En même temps que la façon dont le film revient sur l’un des thèmes principaux de Akira Kurosawa, Chien enragé se distingue par tout ce qui l’enrichit. Les autres personnages ne viennent pas seulement s’ajouter à l’intrigue principale. Ils la soutiennent et donnent naissance à des séquences d’une intensité dramatique ou poétique qui contribuent à l’originalité de ce film. Takashi Shimura campe un policier plus âgé, qui, par son expérience, joue le rôle d’initiateur auprès de Muramaki, La danseuse Narumi dont Yusa est amoureux donne l’occasion d’un moment très intense à l’approche du dénouement : une séquence qui ramasse la tension psychologique, l’analyse sociale, et que vient couronner l’arrivée de la pluie.
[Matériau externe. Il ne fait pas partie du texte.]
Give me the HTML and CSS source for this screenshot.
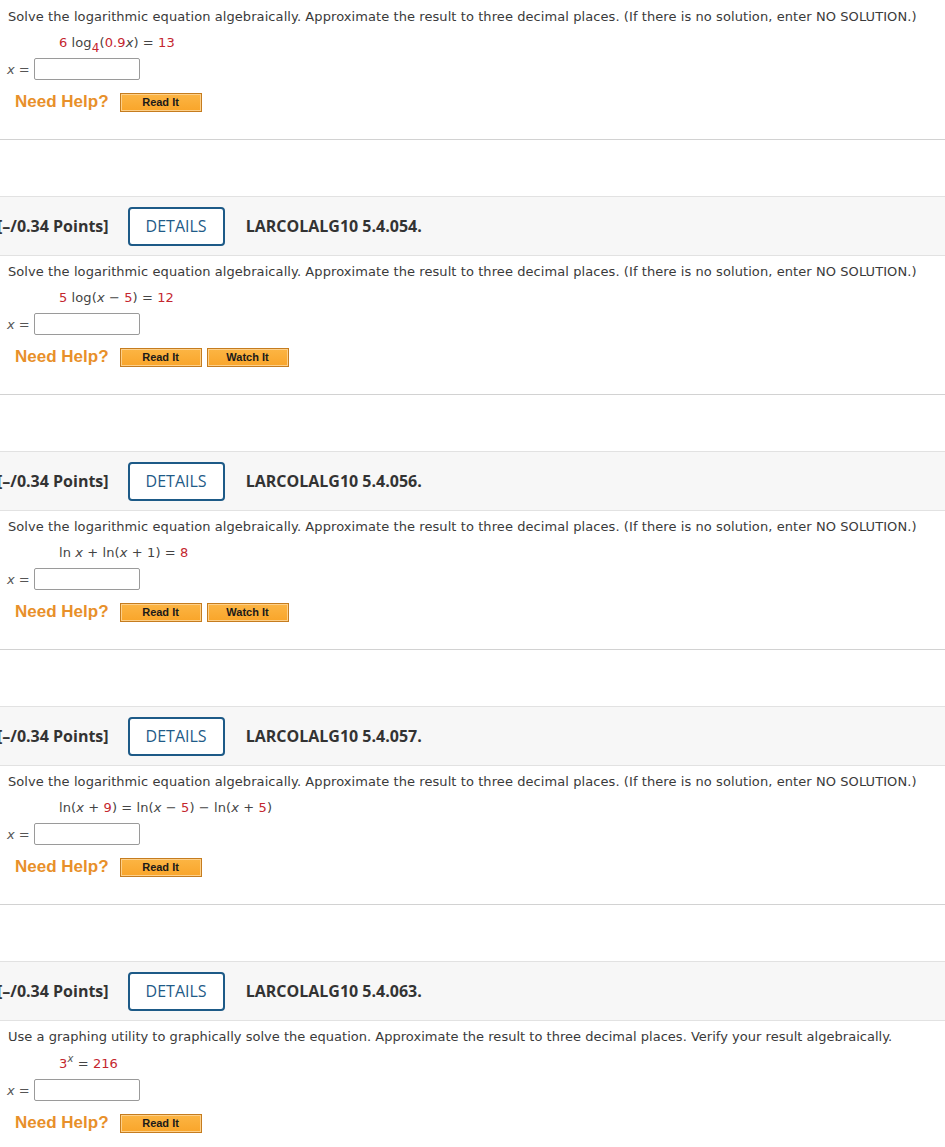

Dans cette façon de résoudre la crise des personnages, on retrouve tout l’art de Akira Kurosawa pour donner à la réalité dont il part une dimension plus universelle.

Bernard Nave
Jeune Cinéma n°147, novembre 1982

1. Cf. aussi "Akira Kurosawa redécouvert", Jeune Cinéma n°132, février 1981.


Chien enragé (Nora inu). Réal : Akira Kurosawa ; sc : A.K. & Ryūzō Kikushima ; ph : Asakazu Nakai ; mont : Toshio Goto& Yoshi Sugihara ; mu : Fumio Hayasaka ; déc : Takashi Matsuyama. Int : Toshirō Mifune, Takashi Shimura, Keiko Awaji, Eiko Miyoshi, Noriko Sengoku, Eijirō Tōno (Japon 1949, 122 mn).